In a letter to FDA Commissioner Margaret Hamburg, Sens. Kirsten Gillibrand (D-NY) and Tom Coburn (R-OK) ask that the agency’s recommendations be changed to reflect those of the recently released 2010 Dietary Guidelines for Americans.
The letter, which was signed by 16 other lawmakers, goes on to say the FDA’s current advice has caused people to eat less seafood.
Both the FDA and the Environmental Protection Agency have suggested that younger women and children limit consumption of seafood to 12 ounces per week, limit albacore tuna intake to 6 ounces per week and avoid eating swordfish, shark, king mackerel and tilefish entirely because of health risks linked to methylmercury.
“While the (FDA-EPA guidance) is in many ways medically accurate, the recommendations communicate an overly risk-averse, precautionary principle that has led to unhealthy reductions in seafood consumption among pregnant women,” Coburn and Gillibrand wrote in their letter.
Gillibrand, in a news release Monday, said the six-year-old guidance is out of date and inconsistent with the new dietary guidelines, which say the benefits of seafood far outweigh the risks, even for pregnant women.
For the first time, the government’s revised Dietary Guidelines, which serve as the basis for federal nutrition policy, advise all Americans, including pregnant and breastfeeding women, to eat seafood at least twice a week for heart and brain benefits. The previous guidelines limited the twice-a-week recommendation to heart patients.
Gillibrand and Coburn asked Hamburg to respond to their letter within 30 days.
Late last year, Consumers Union, the nonprofit publisher of Consumer Reports, asked the FDA to take a more cautious approach in regards to canned tuna, which remains the most popular fish in the U.S. and the most common source of mercury in the American diet.

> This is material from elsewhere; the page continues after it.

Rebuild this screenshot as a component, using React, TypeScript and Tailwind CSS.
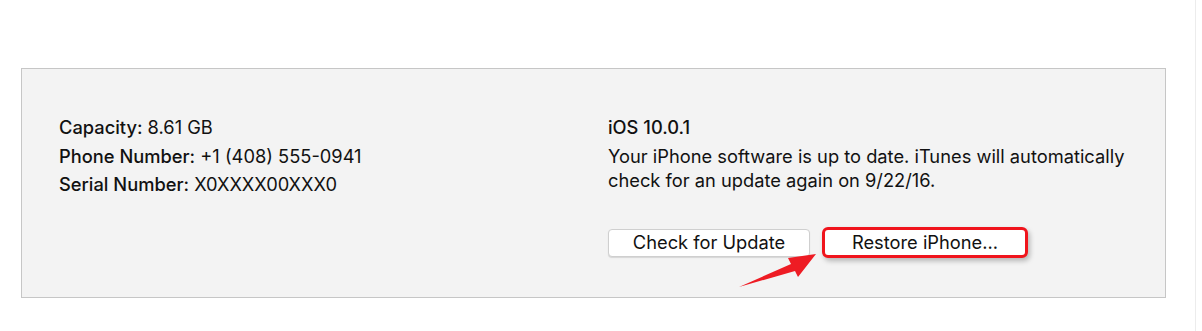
export default function App() {
  return (
    <div
      className="relative w-[1202px] h-[331px] bg-white overflow-hidden"
      style={{ fontFamily: "Inter, 'Noto Sans', sans-serif" }}
    >
      <div className="absolute right-[6px] top-0 h-full w-px bg-[#ececec]" />
      <div className="pt-[68px] pl-[21px]">
        <div className="w-[1145px] h-[230px] border border-[#c6c6c6] bg-[#f3f3f3] flex pl-[37px] pt-[44px] text-[18.3px] text-[#111]">
          <div className="w-[549px] leading-[28.5px]">
            <div>
              <span className="font-medium">Capacity:</span> 8.61 GB
            </div>
            <div>
              <span className="font-medium">Phone Number:</span> +1 (408) 555-0941
            </div>
            <div>
              <span className="font-medium">Serial Number:</span> X0XXXX00XXX0
            </div>
          </div>
          <div className="flex flex-col">
            <div className="font-medium leading-[28px]">iOS 10.0.1</div>
            <div className="mt-[3px] leading-[24px]">
              Your iPhone software is up to date. iTunes will automatically
              <br />
              check for an update again on 9/22/16.
            </div>
            <div className="mt-[35px] flex items-center gap-[12px]">
              <button className="w-[202px] h-[28px] rounded-[4px] bg-white border border-[#cfcfcf] shadow-[0_1px_1px_rgba(0,0,0,0.12)] text-[18.3px] leading-none">
                Check for Update
              </button>
              <div className="relative w-[206px] h-[31px] rounded-[6px] border-[3px] border-[#f0141c] bg-white shadow-[2px_3px_5px_rgba(0,0,0,0.25)] flex items-center justify-center text-[18.3px]">
                Restore iPhone...
              </div>
            </div>
          </div>
        </div>
      </div>
      <svg className="absolute left-0 top-0" width="1202" height="331" viewBox="0 0 1202 331">
        <polygon
          points="739,287 791,264 788,258 816,254 798,277 795,271"
          fill="#ee1c24"
        />
      </svg>
    </div>
  );
}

After testing cans of tuna, the group said it found that white (albacore) tuna usually contains more mercury than light tuna. Consumers Union said it believes pregnant women should be advised to avoid tuna altogether, because of mercury’s potential effects on fetal development.
When the advocacy group made that announcement in December, several industry groups, including the Western Fishboat Owners Association (WFOA), criticized the Consumer Union study as misleading, and said it “ignores good science that shows U.S. troll-caught albacore mercury levels to be similar to that of light tuna,” which the FDA lists as safe.
WFOA added, “We believe that the benefits of consuming quality seafood far outweigh any risk for the vast majority of people, and that the hyperbole associated with some of these mercury campaigns does more to damage consumers’ health by driving them to less healthful foods.”